If you don't want to use your system version of python (e.g. if it's too old), you can install Exo and a compatible version of Python with Nix.
First, install Nix (if you don't have it) using either the systemwide installer or the portable install (no root required for portable):
$ wget https://github.com/DavHau/nix-portable/releases/download/v009/nix-portable
$ chmod +x nix-portable
Then launch a shell which includes Exo and a compatible version of Python:
$ git clone [email protected]:exo-lang/exo.git
$ cd exo/
# with a systemwide nix installation
$ nix --experimental-features 'nix-command flakes' develop
# or with a portable nix installation
$ PATH_TO_NIX_PORTABLE/nix-portable nix develop
This is a virtualenv-like environment that you will need to enter each time you wish to use Exo.
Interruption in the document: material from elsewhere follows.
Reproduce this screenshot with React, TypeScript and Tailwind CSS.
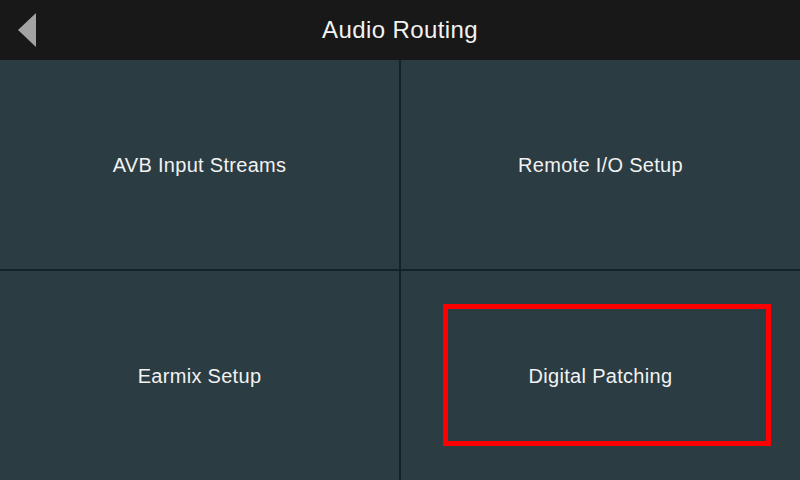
import React from "react";

const Cell = ({ label, children }: { label: string; children?: React.ReactNode }) => (
  <div className="relative flex items-center justify-center bg-[#2b3c42]">
    <span className="text-[20px] tracking-[0.3px] text-[#f2f2f2]">{label}</span>
    {children}
  </div>
);

export default function App() {
  return (
    <div
      className="flex h-[480px] w-[800px] flex-col overflow-hidden bg-[#142326]"
      style={{ fontFamily: '"Liberation Sans", Arial, sans-serif' }}
    >
      <div className="relative flex h-[60px] shrink-0 items-center justify-center bg-[#181818]">
        <svg className="absolute left-0 top-0" width="60" height="60" viewBox="0 0 60 60">
          <polygon points="36,13 36,47 18,30" fill="#a3a3a3" />
        </svg>
        <span className="text-[24px] tracking-[0.4px] text-[#f2f2f2]">Audio Routing</span>
      </div>
      <div className="grid flex-1 grid-cols-[399px_399px] grid-rows-[209px_209px] gap-[2px]">
        <Cell label="AVB Input Streams" />
        <Cell label="Remote I/O Setup" />
        <Cell label="Earmix Setup" />
        <Cell label="Digital Patching">
          <div className="pointer-events-none absolute left-[42px] top-[33px] h-[142px] w-[328px] border-[5px] border-[#ff0000]" />
        </Cell>
      </div>
    </div>
  );
}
We make active use of newer Python 3.x features, so please use the same version of Python as our CI if you're getting errors about unsupported features.
Setting up Exo for development is like any other Python project. We strongly recommend you use a virtual environment.
$ git clone [email protected]:exo-lang/exo.git
$ cd exo/
$ git submodule update --init --recursive
$ python -m venv ~/.venv/exo
$ source ~/.venv/exo/bin/activate
(exo) $ python -m pip install -U pip setuptools wheel
(exo) $ python -m pip install -r requirements.txt
(exo) $ python -m build
(exo) $ pip install dist/*.whl
Depending on your setup, getting PySMT to work correctly may be difficult. You
need to independently install a solver such as Z3 or CVC4, and even then getting
the PySMT library to correctly locate that solver may be difficult. We have
included the z3-solver
package as a requirement, which will hopefully avoid
this issue, but you can also install z3 (or your choice of solver)
independently.
The Exo test harness generates C code and as such needs to compile and link using an unknown (i.e. system) compiler. To do this, it generates CMake build files and invokes CMake behind the scenes.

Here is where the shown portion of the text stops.